I have been walking around with my head in a dark cloud and tears that come too quickly to my eyes since the last two days. The idea of never knowing when the destructive tendencies of others can destroy the life of another, weighs heavy on my soul. Who will be the victim, targeted or accidental, in a world that today holds no explanations that make any logical sense about the "whys" of these occurrences leaves me weary; scrambling around inside of my head for the lifeline of optimism to keep me afloat.
The weight of love is difficult to express, especially if you have cultivated a philosophy where this is central to your ideas about life and existence. Perhaps such choices make ones emotions too tender and raw; but then for me it would be difficult to know any other way because this is the membrane by which the osmosis of my comprehension occurs.
One of my best friends is at a crossroad in his life. A divorcee who had a terribly scarring experience ten years ago; today is desiring to remarry. The anxiety he carries within him not to make a mistake a second time round, floats into my orbit of concern; and I lug about this weight of worry in my heart, wishing that I could promise him a fairytale future.
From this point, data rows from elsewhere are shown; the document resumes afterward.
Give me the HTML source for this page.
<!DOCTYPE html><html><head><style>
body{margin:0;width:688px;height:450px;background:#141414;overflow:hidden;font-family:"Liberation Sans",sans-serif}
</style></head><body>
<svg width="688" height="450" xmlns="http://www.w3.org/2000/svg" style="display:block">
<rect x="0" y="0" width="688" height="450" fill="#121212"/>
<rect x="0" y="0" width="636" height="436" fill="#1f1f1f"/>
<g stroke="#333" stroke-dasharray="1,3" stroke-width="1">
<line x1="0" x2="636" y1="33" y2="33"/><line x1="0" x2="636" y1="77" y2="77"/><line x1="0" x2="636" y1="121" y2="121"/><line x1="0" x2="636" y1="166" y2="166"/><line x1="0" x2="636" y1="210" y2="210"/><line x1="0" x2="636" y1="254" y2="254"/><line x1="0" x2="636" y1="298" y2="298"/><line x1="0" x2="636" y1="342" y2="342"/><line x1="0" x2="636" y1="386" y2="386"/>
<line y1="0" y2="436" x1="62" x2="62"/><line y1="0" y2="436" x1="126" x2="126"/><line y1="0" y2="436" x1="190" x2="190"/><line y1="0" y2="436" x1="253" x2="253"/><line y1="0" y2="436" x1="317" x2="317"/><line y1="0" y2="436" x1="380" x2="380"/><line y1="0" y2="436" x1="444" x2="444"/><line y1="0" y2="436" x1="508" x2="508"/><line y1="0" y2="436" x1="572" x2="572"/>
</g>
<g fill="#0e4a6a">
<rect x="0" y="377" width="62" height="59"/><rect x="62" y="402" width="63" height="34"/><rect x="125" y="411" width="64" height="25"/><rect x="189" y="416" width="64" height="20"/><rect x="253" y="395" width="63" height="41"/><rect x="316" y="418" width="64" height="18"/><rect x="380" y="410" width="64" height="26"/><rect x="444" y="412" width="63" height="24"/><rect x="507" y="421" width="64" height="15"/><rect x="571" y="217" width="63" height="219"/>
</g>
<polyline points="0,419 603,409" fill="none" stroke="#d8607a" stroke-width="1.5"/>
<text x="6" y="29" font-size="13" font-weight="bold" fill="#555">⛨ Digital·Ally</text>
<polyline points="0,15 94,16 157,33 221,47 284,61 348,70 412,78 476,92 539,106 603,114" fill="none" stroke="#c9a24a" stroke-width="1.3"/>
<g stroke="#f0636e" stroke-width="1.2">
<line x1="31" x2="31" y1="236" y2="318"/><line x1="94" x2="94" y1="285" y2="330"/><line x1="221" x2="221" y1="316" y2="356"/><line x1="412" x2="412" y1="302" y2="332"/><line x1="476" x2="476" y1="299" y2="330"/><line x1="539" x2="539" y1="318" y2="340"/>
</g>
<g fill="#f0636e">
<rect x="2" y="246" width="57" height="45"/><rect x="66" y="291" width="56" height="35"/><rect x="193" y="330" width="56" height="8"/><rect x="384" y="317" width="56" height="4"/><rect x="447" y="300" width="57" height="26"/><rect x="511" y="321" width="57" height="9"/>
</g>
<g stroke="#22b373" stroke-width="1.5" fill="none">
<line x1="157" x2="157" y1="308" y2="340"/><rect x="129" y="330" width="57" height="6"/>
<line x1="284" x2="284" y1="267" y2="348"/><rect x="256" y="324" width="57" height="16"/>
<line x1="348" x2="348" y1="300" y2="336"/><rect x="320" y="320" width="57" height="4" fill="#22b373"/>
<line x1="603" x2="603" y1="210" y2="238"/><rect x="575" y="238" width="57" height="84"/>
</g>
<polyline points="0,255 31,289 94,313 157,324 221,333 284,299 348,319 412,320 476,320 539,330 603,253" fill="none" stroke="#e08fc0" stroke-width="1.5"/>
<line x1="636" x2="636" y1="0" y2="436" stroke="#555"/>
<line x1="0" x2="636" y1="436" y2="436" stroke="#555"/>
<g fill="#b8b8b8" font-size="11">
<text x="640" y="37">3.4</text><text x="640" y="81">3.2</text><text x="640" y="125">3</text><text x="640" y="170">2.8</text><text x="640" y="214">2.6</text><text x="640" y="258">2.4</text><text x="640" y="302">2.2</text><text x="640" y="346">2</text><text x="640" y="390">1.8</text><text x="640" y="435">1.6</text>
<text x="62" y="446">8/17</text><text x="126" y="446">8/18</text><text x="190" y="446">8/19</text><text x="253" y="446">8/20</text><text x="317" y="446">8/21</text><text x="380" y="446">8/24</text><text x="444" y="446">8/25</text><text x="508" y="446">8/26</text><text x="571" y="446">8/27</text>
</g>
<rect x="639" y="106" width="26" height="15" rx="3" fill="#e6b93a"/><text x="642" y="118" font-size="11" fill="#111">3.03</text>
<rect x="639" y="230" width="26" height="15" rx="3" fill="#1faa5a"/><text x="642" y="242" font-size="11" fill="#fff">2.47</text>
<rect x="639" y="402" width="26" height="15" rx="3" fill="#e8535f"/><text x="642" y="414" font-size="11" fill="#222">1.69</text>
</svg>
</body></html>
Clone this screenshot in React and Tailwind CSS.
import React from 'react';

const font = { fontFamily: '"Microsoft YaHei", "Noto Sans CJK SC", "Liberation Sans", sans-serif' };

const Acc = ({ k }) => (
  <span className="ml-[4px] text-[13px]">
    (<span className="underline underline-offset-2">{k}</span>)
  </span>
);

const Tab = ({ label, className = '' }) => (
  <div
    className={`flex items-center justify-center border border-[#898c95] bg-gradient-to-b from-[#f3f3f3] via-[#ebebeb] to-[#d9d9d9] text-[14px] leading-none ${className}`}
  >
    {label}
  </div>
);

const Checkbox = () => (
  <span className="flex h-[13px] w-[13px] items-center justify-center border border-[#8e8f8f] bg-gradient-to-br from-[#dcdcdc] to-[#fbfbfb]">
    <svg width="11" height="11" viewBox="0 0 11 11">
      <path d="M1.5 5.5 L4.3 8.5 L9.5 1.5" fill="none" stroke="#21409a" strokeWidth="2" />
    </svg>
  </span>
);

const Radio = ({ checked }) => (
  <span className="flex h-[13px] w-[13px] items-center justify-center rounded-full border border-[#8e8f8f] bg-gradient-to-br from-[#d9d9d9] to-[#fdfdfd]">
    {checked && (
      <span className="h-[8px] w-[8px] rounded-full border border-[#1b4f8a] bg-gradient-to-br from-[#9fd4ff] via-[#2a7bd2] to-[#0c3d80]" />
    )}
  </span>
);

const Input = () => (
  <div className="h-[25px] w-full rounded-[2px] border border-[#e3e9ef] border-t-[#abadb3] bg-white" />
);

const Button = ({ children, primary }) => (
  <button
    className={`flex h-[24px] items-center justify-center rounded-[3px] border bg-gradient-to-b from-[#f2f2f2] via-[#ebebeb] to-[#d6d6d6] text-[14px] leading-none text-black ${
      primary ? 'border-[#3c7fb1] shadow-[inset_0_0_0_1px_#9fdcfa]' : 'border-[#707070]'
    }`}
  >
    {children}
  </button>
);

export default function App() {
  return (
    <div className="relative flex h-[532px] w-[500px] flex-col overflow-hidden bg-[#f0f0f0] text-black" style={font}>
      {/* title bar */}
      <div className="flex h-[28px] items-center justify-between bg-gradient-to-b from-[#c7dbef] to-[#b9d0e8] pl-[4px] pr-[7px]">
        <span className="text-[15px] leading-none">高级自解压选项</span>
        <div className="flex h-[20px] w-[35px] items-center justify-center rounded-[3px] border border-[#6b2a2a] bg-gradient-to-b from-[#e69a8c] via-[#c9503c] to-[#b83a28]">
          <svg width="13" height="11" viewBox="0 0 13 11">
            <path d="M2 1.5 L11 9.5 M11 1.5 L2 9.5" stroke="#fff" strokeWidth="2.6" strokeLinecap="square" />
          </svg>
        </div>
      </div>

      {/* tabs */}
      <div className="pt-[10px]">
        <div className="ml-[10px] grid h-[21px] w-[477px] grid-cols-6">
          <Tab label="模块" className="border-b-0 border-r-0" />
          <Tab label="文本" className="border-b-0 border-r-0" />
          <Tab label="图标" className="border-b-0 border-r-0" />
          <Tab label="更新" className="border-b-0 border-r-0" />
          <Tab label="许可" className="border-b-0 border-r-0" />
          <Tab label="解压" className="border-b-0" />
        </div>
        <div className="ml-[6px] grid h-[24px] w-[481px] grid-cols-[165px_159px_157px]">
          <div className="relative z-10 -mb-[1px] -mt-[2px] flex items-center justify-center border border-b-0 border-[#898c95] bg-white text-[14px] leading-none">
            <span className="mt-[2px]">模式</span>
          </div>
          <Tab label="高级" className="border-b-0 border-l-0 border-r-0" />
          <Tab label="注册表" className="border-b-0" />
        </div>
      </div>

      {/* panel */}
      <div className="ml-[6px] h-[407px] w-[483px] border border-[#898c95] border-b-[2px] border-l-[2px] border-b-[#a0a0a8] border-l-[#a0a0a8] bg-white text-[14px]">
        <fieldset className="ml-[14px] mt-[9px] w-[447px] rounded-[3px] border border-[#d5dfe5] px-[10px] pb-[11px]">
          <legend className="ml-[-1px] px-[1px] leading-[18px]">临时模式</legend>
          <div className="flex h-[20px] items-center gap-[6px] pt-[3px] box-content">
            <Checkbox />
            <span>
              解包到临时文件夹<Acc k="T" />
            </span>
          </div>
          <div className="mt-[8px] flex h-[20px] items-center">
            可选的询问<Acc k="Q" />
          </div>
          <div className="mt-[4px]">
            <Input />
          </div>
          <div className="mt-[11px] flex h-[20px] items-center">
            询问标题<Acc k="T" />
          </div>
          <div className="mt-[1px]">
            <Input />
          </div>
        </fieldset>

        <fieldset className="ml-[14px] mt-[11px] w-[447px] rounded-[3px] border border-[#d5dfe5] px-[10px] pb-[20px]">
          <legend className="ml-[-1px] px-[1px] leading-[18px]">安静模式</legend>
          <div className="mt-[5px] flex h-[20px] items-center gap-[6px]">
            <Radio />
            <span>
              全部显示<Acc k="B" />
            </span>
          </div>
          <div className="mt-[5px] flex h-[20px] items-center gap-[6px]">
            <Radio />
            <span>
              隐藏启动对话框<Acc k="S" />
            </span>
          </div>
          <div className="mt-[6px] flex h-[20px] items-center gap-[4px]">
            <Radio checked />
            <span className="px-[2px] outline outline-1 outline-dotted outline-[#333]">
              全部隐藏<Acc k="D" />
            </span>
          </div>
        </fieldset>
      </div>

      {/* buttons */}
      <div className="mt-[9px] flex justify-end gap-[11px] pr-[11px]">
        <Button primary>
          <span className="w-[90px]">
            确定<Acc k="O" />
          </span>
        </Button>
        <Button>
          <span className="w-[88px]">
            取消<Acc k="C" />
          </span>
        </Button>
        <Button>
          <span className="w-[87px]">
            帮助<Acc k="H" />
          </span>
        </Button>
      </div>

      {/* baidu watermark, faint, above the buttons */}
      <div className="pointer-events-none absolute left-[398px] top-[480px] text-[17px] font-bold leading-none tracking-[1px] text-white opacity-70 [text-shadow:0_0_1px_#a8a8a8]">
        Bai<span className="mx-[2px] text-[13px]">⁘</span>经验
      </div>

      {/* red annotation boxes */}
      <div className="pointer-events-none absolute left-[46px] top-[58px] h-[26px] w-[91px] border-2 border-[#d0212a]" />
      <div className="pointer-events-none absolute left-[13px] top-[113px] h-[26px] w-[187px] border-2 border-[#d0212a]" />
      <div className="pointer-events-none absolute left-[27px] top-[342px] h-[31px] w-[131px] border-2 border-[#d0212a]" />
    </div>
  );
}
It is not always the big and visible acts of violence that hold terror for some, but equally those private spaces of hidden pain or memories you chance upon in the lives of others, that can cloud the light and direction of purpose in personal journey. In the Collective Studio there are many times that a heart is heavy, and the spirit weary. It is at moments like these that the comfort of reassurance, the reminder of belief, the light of another or merely the silent understanding of a situation, makes it possible to fight another day and win.